10.1002/aenm.202303135
Open Access Version

Abstract:
Perovskite solar cells have demonstrated low non-radiative voltage losses and open-circuit voltages (VOCs) that often match the internal voltage in the perovskite layer, i.e. the quasi-Femi level splitting (QFLS). However, in many cases, the VOC differs remarkably from the internal voltage, for example in devices without perfect energy alignment. In terms of recombination losses, this loss often outweighs all non-radiative recombination losses observed in photoluminescence quantum efficiency measurements by many orders of magnitude. As such, understanding this phenomenon is of great importance for further perovskite solar cell development and tackling stability issues. The classical theory developed for Si solar cells explains the QFLS-VOC mismatch by considering the partial resistances/conductivities for majority and minority carriers.
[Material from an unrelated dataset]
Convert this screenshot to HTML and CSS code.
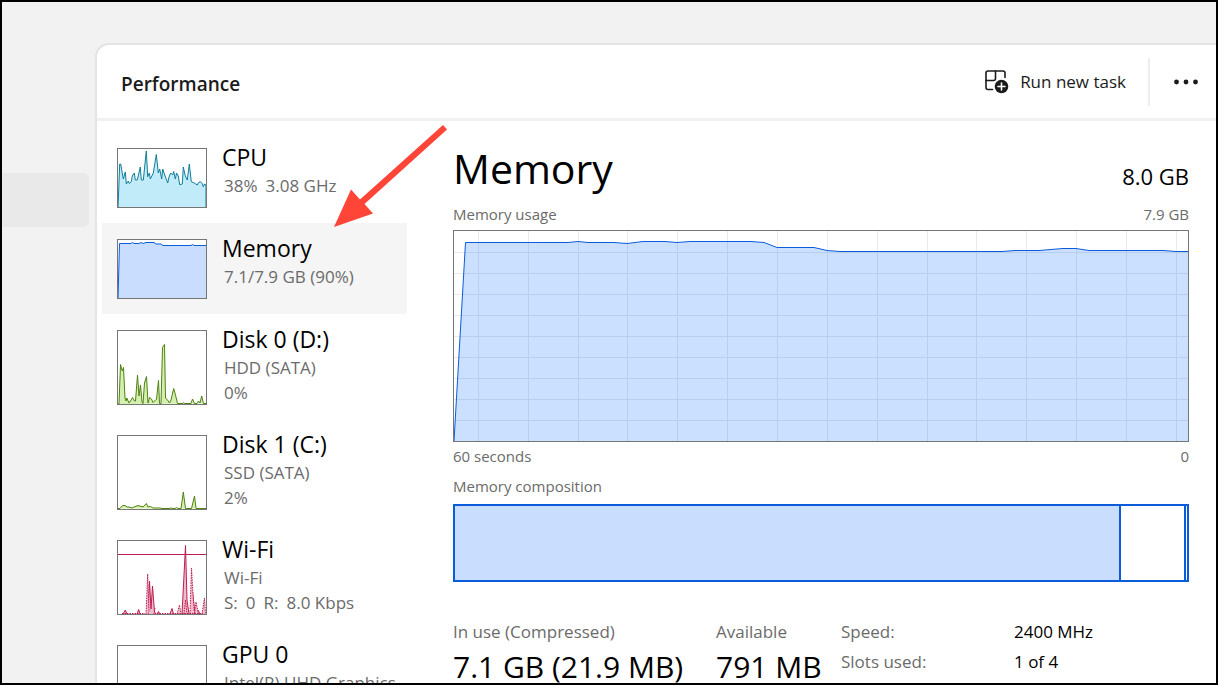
FILE: index.html
```html
<!DOCTYPE html>
<html lang="en">
<head>
<meta charset="utf-8">
<title>Performance</title>
<link rel="stylesheet" href="styles.css">
</head>
<body>
<div class="window">
  <nav class="rail" aria-label="Sections"><button class="rail-item" type="button" aria-label="Performance"></button></nav>
  <main class="panel">
    <header class="toolbar">
      <h1 class="title">Performance</h1>
      <button class="run" type="button">
        <svg class="run-icon" viewBox="0 0 24 24" aria-hidden="true">
          <g fill="none" stroke="#1b1b1b" stroke-width="1.6" stroke-linecap="round">
            <path d="M7.500 19.500H3a2 2 0 0 1-2-2V3a2 2 0 0 1 2-2h15a2 2 0 0 1 2 2v4.500"/>
            <path d="M1 10.500h7.500a2 2 0 0 0 2-2V1M10.500 1v7M1 10.500h8"/>
          </g>
          <circle cx="16.500" cy="16.500" r="6.800" fill="#1b1b1b"/>
          <path d="M16.500 13v7M13 16.500h7" stroke="#fff" stroke-width="1.600" stroke-linecap="round"/>
        </svg>
        <span>Run new task</span>
      </button>
      <button class="more" type="button" aria-label="More options">
        <svg class="more-icon" viewBox="0 0 24 6" aria-hidden="true"><circle cx="2.500" cy="3" r="2.400"/><circle cx="12" cy="3" r="2.400"/><circle cx="21.500" cy="3" r="2.400"/></svg>
      </button>
    </header>
    <div class="content">
      <div class="list">
        <button class="item" type="button">
          <svg class="thumb" viewBox="0 0 90 60" aria-hidden="true">
            <path fill="#c2ebf9" stroke="#117d99" d="M1 60L2.700 16H3.700L6.300 31L8.300 24L9.300 36L11.300 33L12.300 35.500L14.300 33.700L15.300 28L17.300 25L18.300 32H20.300L23.300 19L24.300 32H26.300L29.300 3L30.700 28.700L32.300 25L33.300 31L36.300 25L39.300 6.500L41.300 25L42.700 21L44.700 31L45.700 21L47.700 27L50.700 35L52 29L53.700 25L55.700 27L56.700 23.500L58.300 31L59.500 25L61.300 28L62.700 36.700L65.300 36L66.300 19L68.300 28L70.300 32L72.300 16L74.300 33.700L77.300 35L80.300 37L81.500 34.500L83.300 33.700L85.300 35.500L86.300 38.700L87.500 36L89 37V60Z"/>
            <rect class="edge" x=".5" y=".5" width="89" height="59"/>
          </svg>
          <span class="info"><span class="name">CPU</span><span class="sub gapped"><span>38%</span><span>3.08 GHz</span></span></span>
        </button>
        <button class="item selected" type="button">
          <svg class="thumb" viewBox="0 0 90 60" aria-hidden="true">
            <path fill="#c9deff" stroke="#0b5cdb" d="M1 60L2.500 4.500H14L15.500 3.500L17 4.500H22L24 3.500L26 4.500L29 3.500H37L39 5H44L46 6.500H74L75.500 5.500L77 6.500H89.500V60Z"/>
            <rect class="edge" x=".5" y=".5" width="89" height="59"/>
          </svg>
          <span class="info"><span class="name">Memory</span><span class="sub">7.1/7.9 GB (90%)</span></span>
        </button>
        <button class="item" type="button">
          <svg class="thumb tall" viewBox="0 0 90 75" aria-hidden="true">
            <path fill="#d5efb0" stroke="#4f820f" d="M1 74L2 74L3.500 34.500L5.300 41L6.500 37.500L8 68L9 71L9.800 68L12 73L13.500 71L15.500 67.500L17.500 71H18.500L20.500 45L22 66L23.500 55L25 72L26 73.500L27.500 53L29.500 46.500L31 73L32.500 67.500L34.500 69L36 72.500L38.500 70L39.500 69.500L41.500 50.500L42.500 73.500H44L45.500 17.500L47.500 14.500L48.500 68L50.500 70L52.500 73L54 70L56.700 58.500L58.500 65L60.500 73.500H66L66.700 72.500L67.500 73.500H74L75.500 69L77.500 73.500H80L81.500 71L83 73L84.700 66L86.500 73.500H89"/>
            <rect class="edge" x=".5" y=".5" width="89" height="74"/>
          </svg>
          <span class="info"><span class="name">Disk 0 (D:)</span><span class="sub">HDD (SATA)</span><span class="sub">0%</span></span>
        </button>
        <button class="item" type="button">
          <svg class="thumb tall" viewBox="0 0 90 75" aria-hidden="true">
            <path fill="#d5efb0" stroke="#4f820f" d="M1 73.500H3L5.500 70.500H8L10 72H12L15 73L17 72L21 70.500L26 72L29.300 68.500L31 72L33.500 71.500L36 73H43L45 73.500H52L54 73L56 73.500L58 73.500L59.700 72.500L61 73.500H64L66.300 57L68.500 73.500H74.500L77.500 61L79 73.500H89"/>
            <rect class="edge" x=".5" y=".5" width="89" height="74"/>
          </svg>
          <span class="info"><span class="name">Disk 1 (C:)</span><span class="sub">SSD (SATA)</span><span class="sub">2%</span></span>
        </button>
        <button class="item" type="button">
          <svg class="thumb tall" viewBox="0 0 90 75" aria-hidden="true">
            <g fill="#f0bccb" stroke="#bd1e51">
              <path d="M1 14.500H89M6 74L8.300 70L10 74M20 74L21.700 69.500L23 74M31 74L32.500 41L34 69L35.500 46L37.500 72L39 74M40 74L41.500 71.500L43 74M53 74L55 68.500L56.500 74M65 74L68.500 5.500L70 60L72 74M74 74L75.500 51L78 74M79 74L81 70L83 74"/>
              <path stroke-dasharray="1.500 1" d="M29 74L30.700 34L32 72M37 74L38 68M60 74L62.500 65L64 74M67 74L68.500 60L70 74M73 74L74.500 28L76 55L77.500 74L79 62L81.500 74M85 74L87.500 58L88.500 74M5 73.500H28M40 73.500H86"/>
            </g>
            <rect class="edge" x=".5" y=".5" width="89" height="74"/>
          </svg>
          <span class="info"><span class="name">Wi-Fi</span><span class="sub">Wi-Fi</span><span class="sub gapped"><span>S:</span><span>0</span><span>R:</span><span>8.0 Kbps</span></span></span>
        </button>
        <button class="item" type="button">
          <svg class="thumb tall" viewBox="0 0 90 75" aria-hidden="true"><rect class="edge" x=".5" y=".5" width="89" height="74"/></svg>
          <span class="info"><span class="name">GPU 0</span><span class="sub">Intel(R) UHD Graphics</span></span>
        </button>
      </div>
      <section class="detail">
        <div class="heading"><h2 class="resource">Memory</h2><span class="total">8.0 GB</span></div>
        <div class="caption first"><span>Memory usage</span><span>7.9 GB</span></div>
        <svg class="chart" viewBox="0 0 736 212" preserveAspectRatio="none" role="img" aria-label="Memory usage">
          <path stroke="#e9e9e9" d="M25.500 1V211M75.500 1V211M125.500 1V211M174.500 1V211M224.500 1V211M274.500 1V211M324.500 1V211M374.500 1V211M424.500 1V211M474.500 1V211M523.500 1V211M573.500 1V211M623.500 1V211M673.500 1V211M723.500 1V211M1 22.500H735M1 43.500H735M1 64.500H735M1 85.500H735M1 106.500H735M1 127.500H735M1 148.500H735M1 169.500H735M1 190.500H735"/>
          <path fill="#0a6cff" fill-opacity=".21" d="M1 211L12.500 12.500H115L125 11.500L135 12.500H161L174 13.500L190 11.500H212L224 12.500L237 11.500H298L311 12.500L324 17.500H361L374 20.500L387 21.500H549L562 20.500H586L610 18.500H623L636 20.500H710L723 21.500H735V211Z"/>
          <path fill="none" stroke="#0b5cdb" stroke-width="1" d="M1 211L12.500 12.500H115L125 11.500L135 12.500H161L174 13.500L190 11.500H212L224 12.500L237 11.500H298L311 12.500L324 17.500H361L374 20.500L387 21.500H549L562 20.500H586L610 18.500H623L636 20.500H710L723 21.500H735"/>
          <rect class="edge" x=".5" y=".5" width="735" height="211"/>
        </svg>
        <div class="caption"><span>60 seconds</span><span>0</span></div>
        <div class="caption second"><span>Memory composition</span></div>
        <div class="composition"><span class="used"></span><span class="standby"></span><span class="free"></span></div>
        <div class="stats">
          <dl class="stat"><dt>In use (Compressed)</dt><dd>7.1 GB (21.9 MB)</dd></dl>
          <dl class="stat"><dt>Available</dt><dd>791 MB</dd></dl>
          <dl class="facts"><dt>Speed:</dt><dd>2400 MHz</dd><dt>Slots used:</dt><dd>1 of 4</dd></dl>
        </div>
      </section>
    </div>
  </main>
  <svg class="arrow" viewBox="0 0 114 104" aria-hidden="true"><path fill="#ff4438" d="M109 0L113 4.500L30.500 79L39 88.500L0 102L17 64.500L26 74.500Z"/></svg>
</div>
</body>
</html>
```
FILE: styles.css
```css
* { box-sizing: border-box; }
body { margin: 0; font-family: "Open Sans", "Noto Sans", sans-serif; color: #000; }
button { font: inherit; color: inherit; background: none; border: 0; padding: 0; text-align: left; }
h1, h2, dl, dd { margin: 0; font-weight: 400; }

.window {
  position: relative;
  display: flex;
  height: 100vh;
  overflow: hidden;
  border: 2px solid #000;
  background: #f2f2f2;
}
.rail { flex: 0 0 93px; padding: 171px 6px 0 0; }
.rail-item { display: block; width: 100%; height: 54px; background: #e9e9e9; border-radius: 0 6px 6px 0; }

.panel {
  flex: 1;
  min-width: 0;
  margin-top: 41px;
  background: #fff;
  border: solid #e4e4e4;
  border-width: 2px 0 0 2px;
  border-radius: 14px 0 0 0;
  overflow: hidden;
}
.toolbar {
  display: flex;
  align-items: center;
  height: 76px;
  padding: 0 18px 0 24px;
  border-bottom: 3px solid #f0f0f0;
  color: #1b1b1b;
}
.title { flex: 1; font-size: 19px; font-weight: 600; line-height: 28px; padding-top: 4px; }
.run { display: flex; align-items: center; gap: 11px; font-size: 17px; line-height: 24px; }
.run-icon { width: 24px; height: 24px; }
.more { height: 48px; margin-left: 22px; padding-left: 24px; border-left: 2px solid #ededed; }
.more-icon { display: block; width: 24px; height: 6px; fill: #1b1b1b; }

.content { display: flex; align-items: flex-start; }
.list { flex: 0 0 310px; padding: 11px 0 0 5px; }
.item { display: flex; align-items: flex-start; gap: 15px; width: 100%; padding: 16px 0 15px 15px; white-space: nowrap; }
.selected { background: #f5f5f5; }
.thumb { flex: none; width: 90px; height: 60px; background: #fff; }
.tall { height: 75px; margin-bottom: -1px; }
.edge { fill: none; stroke: #767676; }
.info { display: flex; flex-direction: column; height: 60px; margin-top: -6px; }
.name { font-size: 23px; line-height: 30px; }
.sub { padding-left: 2px; font-size: 17px; line-height: 25px; color: #6b6b6b; }
.name + .sub { padding-top: 1px; }
.gapped { display: flex; gap: 8px; }

.detail { flex: 1; min-width: 0; padding: 19px 27px 0 46px; }
.heading { display: flex; justify-content: space-between; align-items: flex-end; height: 60px; }
.resource { font-size: 41px; line-height: 56px; padding-bottom: 4px; }
.total { font-size: 22px; line-height: 30px; padding-bottom: 9px; }
.caption { display: flex; justify-content: space-between; height: 28px; font-size: 15px; line-height: 28px; color: #6b6b6b; }
.first { height: 30px; }
.chart { display: block; width: 100%; height: 212px; }
.second { height: 34px; line-height: 32px; }
.composition { display: flex; height: 78px; border: 2px solid #0b5cdb; }
.used { flex: 664; background: #c9deff; border-right: 2px solid #0b5cdb; }
.standby { flex: 63; border-right: 2px solid #0b5cdb; }
.free { flex: 1; }

.stats { display: flex; padding-top: 35px; font-size: 17px; line-height: 30px; white-space: nowrap; }
.stats dt { color: #6b6b6b; }
.stat { flex: 0 0 263px; }
.stat + .stat { flex-basis: 125px; }
.stat dd { font-size: 30px; line-height: 40px; }
.facts { display: grid; grid-template-columns: 173px auto; align-content: start; }

.arrow { position: absolute; left: 332px; top: 123px; width: 114px; height: 104px; }
```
Here, the authors demonstrate that this generic theory applies to a variety of physical mechanisms that give rise to such a mismatch. Additionally, it is found that mobile ions can contribute to a QFLS-VOC mismatch in realistic perovskite cells, and it is demonstrated that this can explain various key observations about light soaking and aging-induced VOC losses. The findings in this paper shine a light on well-debated topics in the community, identify a new degradation loss, and highlight important design principles to maximize the VOC for improved perovskite solar cells.